Uh oh! We said `a` cannot be `0`! Since our answer is `0`, and `0` would make the original denominators zero, this means there's no actual solution that works for this equation.
So, the solution set is empty.

Alternative answer

Answer: The excluded values are a=0 and a=-3. There is no solution to the equation. Explain
This is a question about <solving rational equations and identifying excluded values>. The solving step is:

First, let's figure out what values 'a' *can't* be. We can't have zero in the bottom of a fraction!
* In the first fraction, the bottom is 'a'. So, 'a' cannot be 0.
* In the second fraction, the bottom is 'a + 3'. If 'a + 3' were 0, then 'a' would be -3. So, 'a' cannot be -3.
* In the third fraction, the bottom is 'a(a + 3)'. If this were 0, 'a' would be 0 or -3.
So, the numbers we have to *exclude* right away are a = 0 and a = -3.
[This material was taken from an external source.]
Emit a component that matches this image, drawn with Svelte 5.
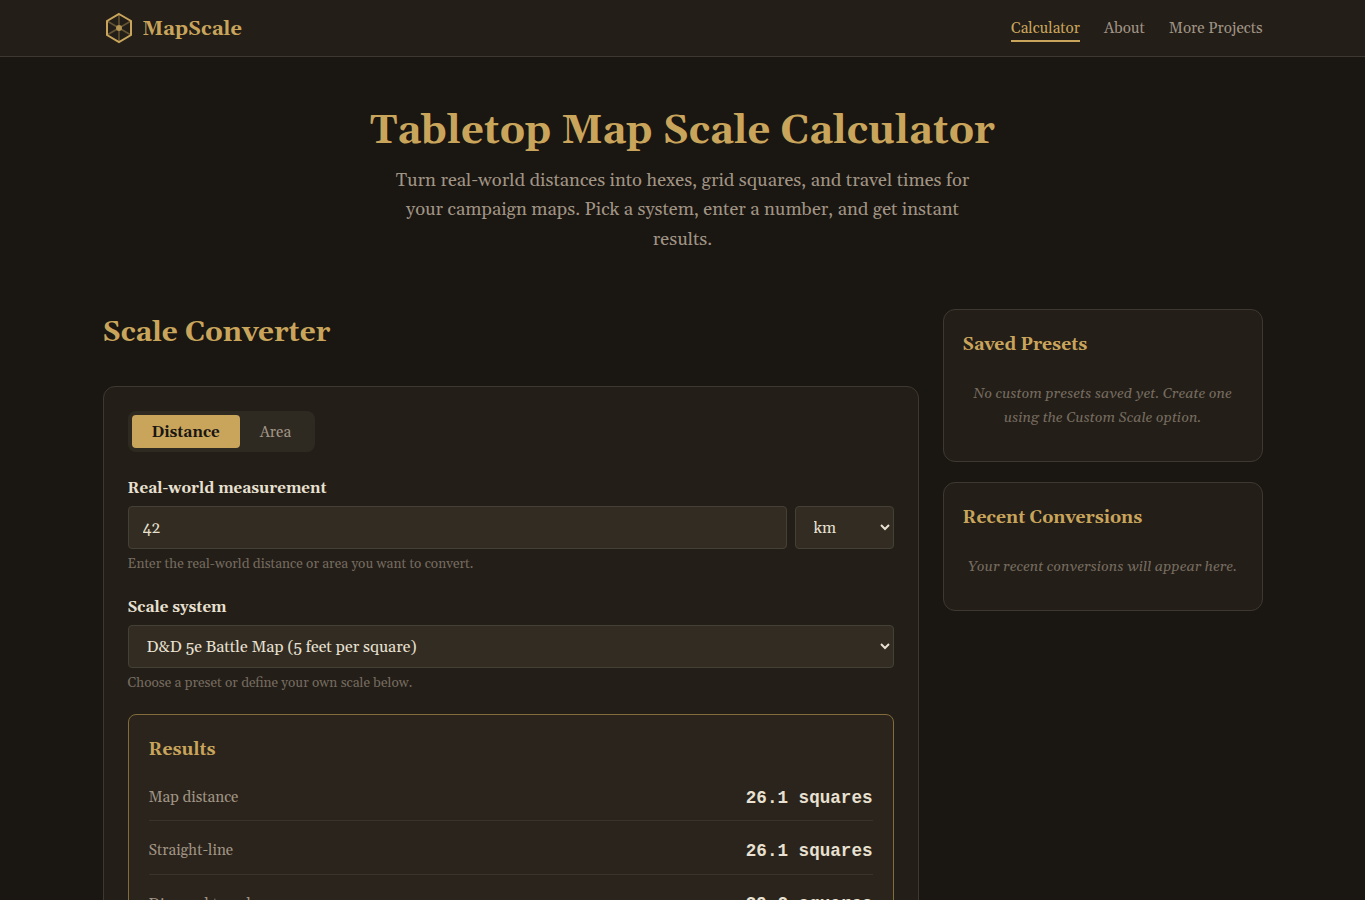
<script lang="ts">
	type Mode = 'distance' | 'area';

	let mode = $state<Mode>('distance');
	let amount = $state('42');
	let unit = $state('km');
	let system = $state('dnd5e');

	const links = [
		{ label: 'Calculator', active: true },
		{ label: 'About', active: false },
		{ label: 'More Projects', active: false }
	];

	const results = [
		{ label: 'Map distance', value: '26.1 squares' },
		{ label: 'Straight-line', value: '26.1 squares' },
		{ label: 'Diagonal travel', value: '39.2 squares' }
	];
</script>

<div class="page">
	<header class="site-header">
		<div class="header-inner">
			<a class="logo" href="#top">
				<svg width="32" height="32" viewBox="0 0 32 32" fill="none" aria-hidden="true">
					<path d="M16 2 L28 9 V23 L16 30 L4 23 V9 Z" stroke="currentColor" stroke-width="2" />
					<path d="M16 2 V30 M4 9 L28 23 M28 9 L4 23" stroke="currentColor" stroke-width="1.5" opacity="0.4" />
					<circle cx="16" cy="16" r="3" fill="currentColor" opacity="0.8" />
				</svg>
				<span>MapScale</span>
			</a>
			<nav>
				{#each links as link}
					<a href="#top" class:active={link.active}>{link.label}</a>
				{/each}
			</nav>
		</div>
	</header>

	<section class="hero">
		<h1>Tabletop Map Scale Calculator</h1>
		<p>
			Turn real-world distances into hexes, grid squares, and travel times for your campaign maps. Pick a
			system, enter a number, and get instant results.
		</p>
	</section>

	<main class="layout">
		<section>
			<h2>Scale Converter</h2>
			<div class="card converter">
				<div class="toggle">
					<button class:active={mode === 'distance'} onclick={() => (mode = 'distance')}>Distance</button>
					<button class:active={mode === 'area'} onclick={() => (mode = 'area')}>Area</button>
				</div>

				<div class="field">
					<label for="amount">Real-world measurement</label>
					<div class="input-row">
						<input id="amount" type="text" bind:value={amount} />
						<select bind:value={unit} aria-label="Unit">
							<option value="km">km</option>
							<option value="mi">miles</option>
							<option value="ft">feet</option>
						</select>
					</div>
					<p class="hint">Enter the real-world distance or area you want to convert.</p>
				</div>

				<div class="field">
					<label for="system">Scale system</label>
					<select id="system" bind:value={system}>
						<option value="dnd5e">D&amp;D 5e Battle Map (5 feet per square)</option>
						<option value="custom">Custom Scale</option>
					</select>
					<p class="hint">Choose a preset or define your own scale below.</p>
				</div>

				<div class="results">
					<h3>Results</h3>
					{#each results as row}
						<div class="result-row">
							<span>{row.label}</span>
							<strong>{row.value}</strong>
						</div>
					{/each}
				</div>
			</div>
		</section>

		<aside>
			<div class="card side-card">
				<h3>Saved Presets</h3>
				<p>No custom presets saved yet. Create one using the Custom Scale option.</p>
			</div>
			<div class="card side-card">
				<h3>Recent Conversions</h3>
				<p>Your recent conversions will appear here.</p>
			</div>
		</aside>
	</main>
</div>

<style>
	:global(body) {
		background: #1a1612;
		overflow: hidden;
	}

	.page {
		--gold: #c9a55c;
		--text: #e8e0d0;
		--muted: #a09484;
		--dim: #756b5f;
		--surface: #231e18;
		--raised: #322c23;
		--line: #3e3930;
		height: 900px;
		overflow: hidden;
		background: #1a1612;
		color: var(--text);
		font-family: Georgia, Gelasio, 'Liberation Serif', serif;
		font-size: 16px;
		line-height: 1.6;
	}

	.page * {
		box-sizing: border-box;
	}

	h1, h2, h3, p {
		margin: 0;
	}

	h1, h2, h3 {
		color: var(--gold);
		font-weight: 700;
	}

	.site-header {
		height: 57px;
		background: var(--surface);
		border-bottom: 1px solid var(--line);
	}

	.header-inner,
	.layout {
		max-width: 1200px;
		margin: 0 auto;
		padding: 0 20px;
	}

	.header-inner {
		height: 56px;
		display: flex;
		align-items: center;
		justify-content: space-between;
	}

	.logo {
		display: flex;
		align-items: center;
		gap: 8px;
		color: var(--gold);
		font-size: 20px;
		font-weight: 700;
		text-decoration: none;
	}

	.logo span {
		padding-top: 1px;
	}

	nav {
		display: flex;
		gap: 24px;
	}

	nav a {
		padding: 4px 0 1px;
		color: var(--muted);
		font-size: 15.2px;
		line-height: 20px;
		text-decoration: none;
		border-bottom: 2px solid transparent;
	}

	nav a.active {
		color: var(--gold);
		border-color: var(--gold);
	}

	.hero {
		padding: 50px 20px 0;
		height: 252px;
		text-align: center;
	}

	.hero h1 {
		font-size: 40px;
		line-height: 50px;
		white-space: nowrap;
	}

	.hero p {
		width: 600px;
		margin: 9px auto 0;
		color: var(--muted);
		font-size: 18.4px;
	}

	.layout {
		display: grid;
		grid-template-columns: 1fr 320px;
		gap: 24px;
	}

	h2 {
		margin-bottom: 28px;
		font-size: 28px;
		line-height: 49px;
	}

	.card {
		background: var(--surface);
		border: 1px solid var(--line);
		border-radius: 12px;
	}

	.converter {
		padding: 24px;
	}

	.toggle {
		display: inline-flex;
		height: 41px;
		padding: 4px;
		background: #2e2921;
		border-radius: 8px;
		margin-bottom: 24px;
		vertical-align: top;
	}

	.toggle button {
		padding: 3px 20px 0;
		border: 0;
		border-radius: 4px;
		background: none;
		color: var(--muted);
		font: inherit;
		font-size: 15.2px;
	}

	.toggle button.active {
		background: var(--gold);
		color: #1a1612;
		font-weight: 700;
	}

	.field {
		margin-bottom: 20px;
	}

	label {
		display: block;
		margin-bottom: 4px;
		font-size: 15.2px;
		font-weight: 700;
		line-height: 26px;
	}

	.input-row {
		display: grid;
		grid-template-columns: 1fr 99px;
		gap: 8px;
	}

	input,
	select {
		width: 100%;
		height: 43px;
		padding: 0 14px;
		background: var(--raised);
		border: 1px solid #454036;
		border-radius: 4px;
		color: var(--text);
		font: inherit;
		font-size: 16px;
	}

	select {
		display: block;
	}

	.hint {
		margin-top: 4px;
		color: var(--dim);
		font-size: 13.6px;
		line-height: 22px;
	}

	.results {
		padding: 20px;
		background: #2b241c;
		border: 1px solid #836c3b;
		border-radius: 8px;
	}

	.results h3 {
		margin-bottom: 3px;
		font-size: 17.6px;
		line-height: 30px;
	}

	.result-row {
		display: flex;
		align-items: center;
		justify-content: space-between;
		height: 53.3px;
		padding-top: 7px;
		border-bottom: 1px solid #39332b;
		color: var(--muted);
		font-size: 15.2px;
	}

	.result-row span {
		padding-top: 1px;
	}

	.result-row strong {
		color: var(--text);
		font-family: 'Courier New', 'Liberation Mono', monospace;
		font-size: 17.6px;
	}

	aside {
		display: flex;
		flex-direction: column;
		gap: 20px;
	}

	.side-card {
		padding: 20px 19px 19px;
	}

	.side-card h3 {
		margin-bottom: 12px;
		font-size: 17.6px;
		line-height: 30px;
	}

	.side-card p {
		padding: 10px 0 12px;
		color: var(--dim);
		font-size: 14.4px;
		font-style: italic;
		line-height: 24px;
		text-align: center;
	}
</style>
Now, let's solve the equation:
$$\frac{3}{a}-\frac{2}{a + 3}=\frac{9}{a(a + 3)}$$
To get rid of the fractions, we need to multiply every part of the equation by the "least common denominator," which is like the smallest number that all the bottoms can divide into. In this case, it's `a(a + 3)`.

1. Multiply everything by `a(a + 3)`:
`a(a + 3) * (3/a) - a(a + 3) * (2/(a + 3)) = a(a + 3) * (9/(a(a + 3)))`

2. Now, let's simplify each part. Things on the top and bottom that are the same will cancel out:
* For the first part: `a` on top and `a` on bottom cancel, leaving `3(a + 3)`.
* For the second part: `(a + 3)` on top and `(a + 3)` on bottom cancel, leaving `-2a`.
* For the third part: `a(a + 3)` on top and `a(a + 3)` on bottom cancel, leaving `9`.

So, the equation becomes:
`3(a + 3) - 2a = 9`

3. Next, let's use the distributive property (multiply the 3 into `a + 3`):
`3a + 9 - 2a = 9`

4. Combine the 'a' terms (3a minus 2a is just a):
`a + 9 = 9`

5. To find 'a', we subtract 9 from both sides:
`a = 9 - 9`
`a = 0`

Finally, we need to check our answer! We found that `a = 0`. But remember, at the very beginning, we said that 'a' *cannot* be 0 because it would make the original fractions undefined (we can't divide by zero!). Since our solution is one of the excluded values, it means there is no actual solution to this equation.